Here’s an overview of the vital information regarding the issue at hand, both on environmental and human levels.
While buying or building a house is a dream come true for many renters, this adventure can quickly turn into a nightmare. This was, unfortunately, the case for numerous Montréal homeowners who, following several featured stories on La Facture (investigative journalism TV show), came to the realization that their houses were built on formerly contaminated land.
In fact, since 1994, the City of Montréal has known that it sits on 94 former dumpsites or quarries. Ten of those (in residential areas) released fumes, which was also a known matter by City officials.
Since the early aughts, concerned citizens have been making noise progressively in the media in their attempts at getting justice. Besides, it’s important to highlight that this issue isn’t limited to the city, it also affected Terrebonne where, in 2016, 200 residents decided to sue the City’s administration as well as the culpable contractors in the matter for 2.2 million dollars.
Albeit this information was once unavailable, the City of Montréal now allows those who wish to consult maps detailing the specific location of former landfills. These documents have been public knowledge since 2016.
As of 2020, it’s also worth knowing that Montréal-based realtors must consult such maps and communicate relevant information found to any potential buyer.
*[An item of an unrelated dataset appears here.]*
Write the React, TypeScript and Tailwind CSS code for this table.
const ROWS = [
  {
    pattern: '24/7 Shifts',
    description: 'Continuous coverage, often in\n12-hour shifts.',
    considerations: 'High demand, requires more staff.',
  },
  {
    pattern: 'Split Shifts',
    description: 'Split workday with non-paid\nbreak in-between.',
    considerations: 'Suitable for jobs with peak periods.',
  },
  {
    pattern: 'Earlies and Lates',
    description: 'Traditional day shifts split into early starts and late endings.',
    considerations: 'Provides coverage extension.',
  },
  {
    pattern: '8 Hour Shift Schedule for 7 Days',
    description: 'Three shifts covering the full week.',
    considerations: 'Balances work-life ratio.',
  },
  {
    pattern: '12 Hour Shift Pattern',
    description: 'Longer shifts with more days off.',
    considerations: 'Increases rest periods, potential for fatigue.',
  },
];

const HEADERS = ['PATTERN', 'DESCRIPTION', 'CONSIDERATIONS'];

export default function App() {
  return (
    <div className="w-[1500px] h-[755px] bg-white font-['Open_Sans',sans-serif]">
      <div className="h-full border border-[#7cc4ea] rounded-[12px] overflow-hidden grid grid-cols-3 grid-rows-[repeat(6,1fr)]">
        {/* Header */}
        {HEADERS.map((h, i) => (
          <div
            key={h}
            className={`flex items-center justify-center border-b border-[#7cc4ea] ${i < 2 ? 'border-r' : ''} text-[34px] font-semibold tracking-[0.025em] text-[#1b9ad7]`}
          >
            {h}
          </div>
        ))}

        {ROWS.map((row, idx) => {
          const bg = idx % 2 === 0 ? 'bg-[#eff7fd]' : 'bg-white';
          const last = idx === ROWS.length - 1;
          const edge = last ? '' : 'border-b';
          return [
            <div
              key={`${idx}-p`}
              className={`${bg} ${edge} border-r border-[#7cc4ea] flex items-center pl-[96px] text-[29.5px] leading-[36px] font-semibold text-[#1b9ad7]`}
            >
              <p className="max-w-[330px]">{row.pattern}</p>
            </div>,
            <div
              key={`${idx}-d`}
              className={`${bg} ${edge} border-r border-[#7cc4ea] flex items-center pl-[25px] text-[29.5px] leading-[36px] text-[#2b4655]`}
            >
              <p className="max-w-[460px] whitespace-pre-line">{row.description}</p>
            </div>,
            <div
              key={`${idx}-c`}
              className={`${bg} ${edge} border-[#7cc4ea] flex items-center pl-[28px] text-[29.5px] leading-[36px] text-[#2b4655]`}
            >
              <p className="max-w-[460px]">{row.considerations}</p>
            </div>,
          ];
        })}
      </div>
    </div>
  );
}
Note that this obligation also applies to realtors working in the Trois-Rivières area since 2018.
Although one has a tendency to commend this initiative, it appears that the OACIQ (the Authority of Real Estate Brokerage in Quebec) believes that the information regarding various landfill sites doesn’t fit the current situation on top of being vague and incomplete.
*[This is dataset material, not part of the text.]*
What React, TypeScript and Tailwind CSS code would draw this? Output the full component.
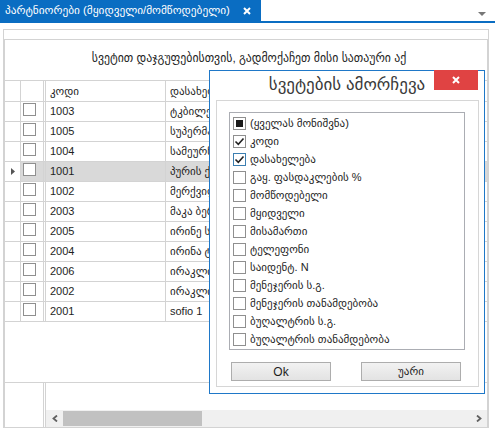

The Coderre administration (in Montréal) had, however, let us believe that all relevant information would be made available, while that was clearly not the case. In fact, the administration decided against making all documents in that regard public knowledge. Some have criticized the fact that the maps available don’t even cover the territory as a whole.
Also, to this day, only 40 of the listed quarries have clear boundaries. As for the other 54, solely an approximate location is listed.
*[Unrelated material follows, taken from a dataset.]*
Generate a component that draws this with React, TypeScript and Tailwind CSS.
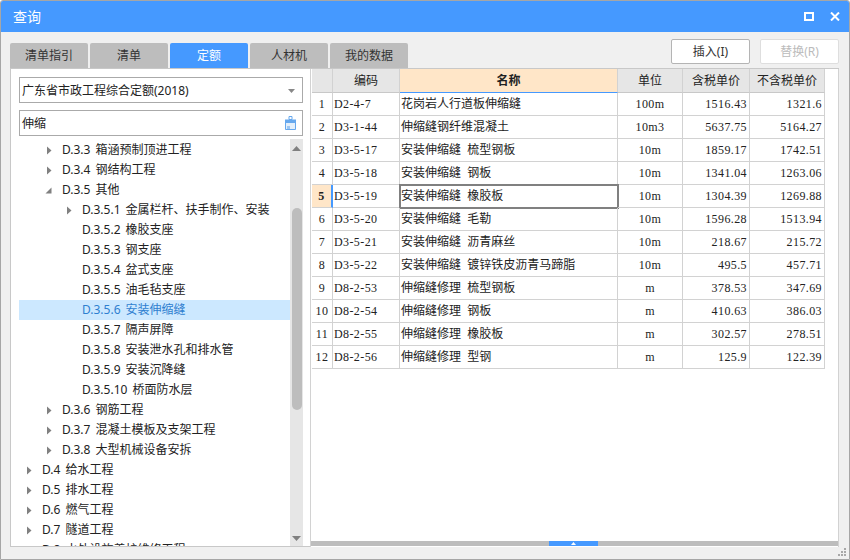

Therewithal the lack of precise and unabridged details, citizens were met with the in-office Coderre administration’s refusal to go ahead with soil testing in sectors where the exact location of contamination was still undetermined. The whole would’ve been especially useful to establish the actual occurrence of contamination in targeted zones.
Instead, a footnote found in the above-mentioned maps specifies that soil testing is a civilian’s duty, meaning it must be taken into your own hands. What’s more, some of the studies listed in the Federal Contaminated Sites Inventory were not made public and are still not made public as of today.
Thus, it's important not to limit oneself to simply consulting the maps but to take a more substantial step to assess the condition of the land and to ensure that it isn’t contaminated.
Want to learn more about soil testing? Check out our article Contaminated Soils: 3 Reasons to Soil Test.
Due to the risks and consequences involved in building a house on contaminated land, it’s only logical to want a clear answer on the matter. Regarding the latter, it’s worth mentioning the ImmoProof website can be a useful tool since it lists all of the contaminated lands.
This directory was designed with the help of 7 different databases and includes information pertaining to the Régie du bâtiment du Québec, the City of Montréal, as well as the National Energy Board.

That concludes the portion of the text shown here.